DeltaSpace: A Semantic-aligned Feature Space for Flexible Text-guided Image Editing
Created by
Haebom
Author
Yueming Lyu, Kang Zhao, Bo Peng, Huafeng Chen, Yue Jiang, Yingya Zhang, Jing Dong, Caifeng Shan
Outline
In this paper, we propose a novel concept called CLIP DeltaSpace to solve the efficiency and flexibility problems of text-based image editing. Unlike existing methods that suffer from the difficulties of large amounts of annotation data, optimization per text prompt, and hyperparameter tuning during inference, the DeltaEdit framework leverages the semantic alignment between visual and textual feature differences in CLIP. This enables text-free training and zero-shot inference for various text prompts.

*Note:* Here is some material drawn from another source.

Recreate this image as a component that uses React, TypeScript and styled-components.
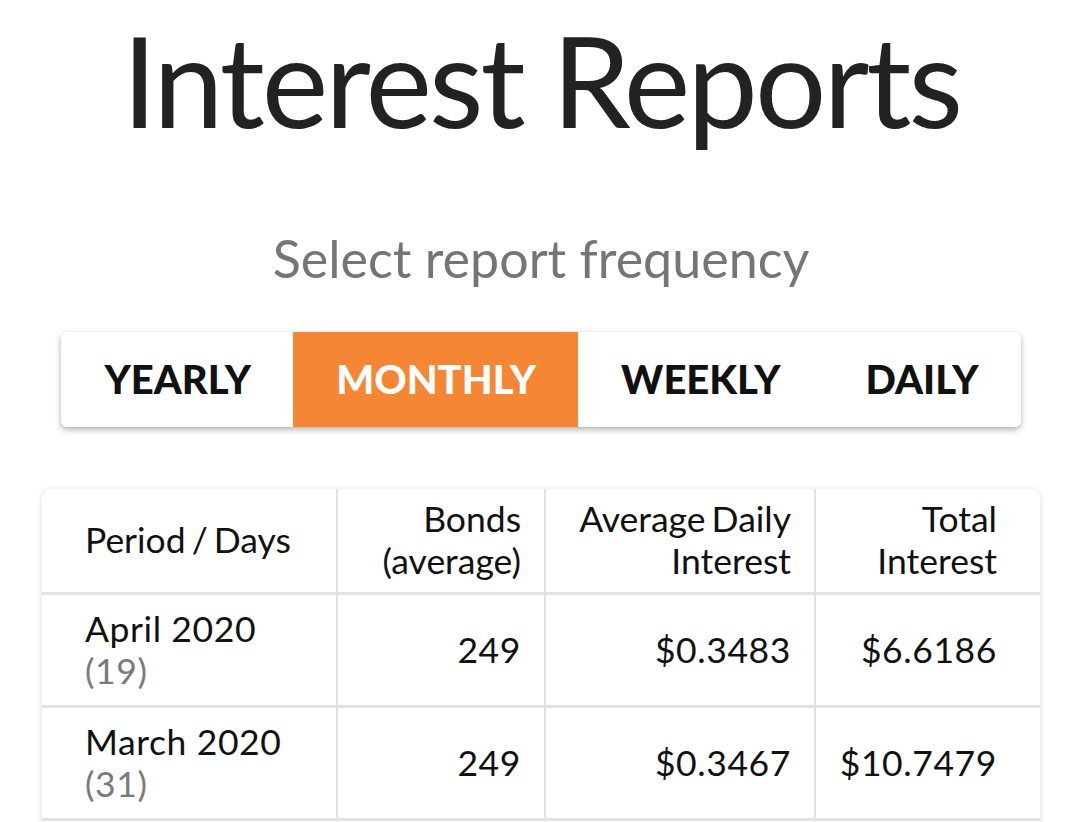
import React, { useState } from "react";
import styled, { createGlobalStyle } from "styled-components";

const GlobalStyle = createGlobalStyle`
  html, body {
    margin: 0;
    padding: 0;
    background: #ffffff;
    font-family: Lato, "Open Sans", sans-serif;
  }
  * { box-sizing: border-box; }
`;

const Page = styled.main`
  display: flex;
  flex-direction: column;
  align-items: center;
  padding: 4px 40px 0 42px;
`;

const Title = styled.h1`
  margin: 0;
  font-family: Lato, sans-serif;
  font-weight: 400;
  font-size: 126px;
  line-height: 1.2;
  letter-spacing: -3px;
  color: #222222;
  text-align: center;
`;

const Subtitle = styled.h2`
  margin: 72px 0 0;
  font-family: Lato, sans-serif;
  font-weight: 400;
  font-size: 52px;
  line-height: 1.2;
  color: #757575;
  text-align: center;
`;

const TabBar = styled.div`
  margin-top: 42px;
  display: flex;
  height: 95px;
  background: #ffffff;
  border-radius: 6px;
  overflow: hidden;
  box-shadow: 0 3px 6px rgba(0, 0, 0, 0.28), 0 0 3px rgba(0, 0, 0, 0.08);
`;

const Tab = styled.button<{ $active: boolean }>`
  display: flex;
  align-items: center;
  justify-content: center;
  padding: 0 42px 0 43px;
  border: none;
  margin: 0;
  font-family: Lato, sans-serif;
  font-weight: 900;
  font-size: 40px;
  text-transform: uppercase;
  letter-spacing: 0;
  cursor: pointer;
  background: ${(p) => (p.$active ? "#f58634" : "#ffffff")};
  color: ${(p) => (p.$active ? "#ffffff" : "#111111")};
`;

const TableCard = styled.div`
  margin-top: 62px;
  width: 998px;
  background: #ffffff;
  border-radius: 9px 9px 0 0;
  box-shadow: 0 1px 6px rgba(0, 0, 0, 0.16);
  overflow: hidden;
`;

const Table = styled.table`
  width: 100%;
  border-collapse: collapse;
  table-layout: fixed;
  font-family: Lato, sans-serif;
  font-size: 35.5px;
  line-height: 42px;
  font-variant-numeric: tabular-nums;
  color: #111111;
`;

const HeadCell = styled.th<{ $align?: "left" | "right" }>`
  font-weight: 400;
  word-spacing: -3px;
  text-align: ${(p) => p.$align ?? "right"};
  vertical-align: middle;
  padding: 9.5px 23px;
  border-left: 2px solid #e2e2e2;
  &:first-child {
    border-left: none;
    padding-left: 43px;
  }
  &:last-child {
    padding-right: 43px;
  }
`;

const Row = styled.tr`
  border-top: 3px solid #e2e2e2;
`;

const Cell = styled.td<{ $align?: "left" | "right" }>`
  text-align: ${(p) => p.$align ?? "right"};
  vertical-align: middle;
  letter-spacing: 0.6px;
  padding: 13px 23px;
  border-left: 2px solid #e2e2e2;
  white-space: nowrap;
  &:first-child {
    border-left: none;
    padding-left: 43px;
  }
  &:last-child {
    padding-right: 43px;
  }
`;

const Days = styled.span`
  display: block;
  color: #7a7a7a;
`;

const tabs = ["Yearly", "Monthly", "Weekly", "Daily"];

const rows = [
  { period: "April 2020", days: 19, bonds: "249", avg: "$0.3483", total: "$6.6186" },
  { period: "March 2020", days: 31, bonds: "249", avg: "$0.3467", total: "$10.7479" },
  { period: "February 2020", days: 29, bonds: "249", avg: "$0.3451", total: "$10.0079" },
];

export default function App() {
  const [active, setActive] = useState("Monthly");
  return (
    <>
      <GlobalStyle />
      <Page>
        <Title>Interest Reports</Title>
        <Subtitle>Select report frequency</Subtitle>
        <TabBar>
          {tabs.map((t) => (
            <Tab key={t} $active={t === active} onClick={() => setActive(t)}>
              {t}
            </Tab>
          ))}
        </TabBar>
        <TableCard>
          <Table>
            <colgroup>
              <col style={{ width: 295 }} />
              <col style={{ width: 208 }} />
              <col style={{ width: 270 }} />
              <col style={{ width: 225 }} />
            </colgroup>
            <thead>
              <tr>
                <HeadCell $align="left">Period / Days</HeadCell>
                <HeadCell>
                  Bonds
                  <br />
                  (average)
                </HeadCell>
                <HeadCell>
                  Average Daily
                  <br />
                  Interest
                </HeadCell>
                <HeadCell>
                  Total
                  <br />
                  Interest
                </HeadCell>
              </tr>
            </thead>
            <tbody>
              {rows.map((r) => (
                <Row key={r.period}>
                  <Cell $align="left">
                    {r.period}
                    <Days>({r.days})</Days>
                  </Cell>
                  <Cell>{r.bonds}</Cell>
                  <Cell>{r.avg}</Cell>
                  <Cell>{r.total}</Cell>
                </Row>
              ))}
            </tbody>
          </Table>
        </TableCard>
      </Page>
    </>
  );
}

We verify the effectiveness and versatility of DeltaEdit through experiments on various generative models including GANs and diffusion models.
Takeaways, Limitations
•
Takeaways:
◦
We present a novel framework that can significantly improve the efficiency of text-based image editing.
◦
Text-based image editing without collecting large amounts of annotation data.
◦
Zero-shot inference possible for a variety of text prompts.
◦
Applicable to various generative models such as GAN and diffusion models.
•
Limitations:
◦
Further theoretical analysis of the concept of CLIP DeltaSpace is needed.
◦
Need to evaluate generalization performance on various image and text datasets.
◦
Potential performance degradation for certain types of image editing.
◦
Because it relies on the CLIP model, limitations of the CLIP model may affect the performance of DeltaEdit.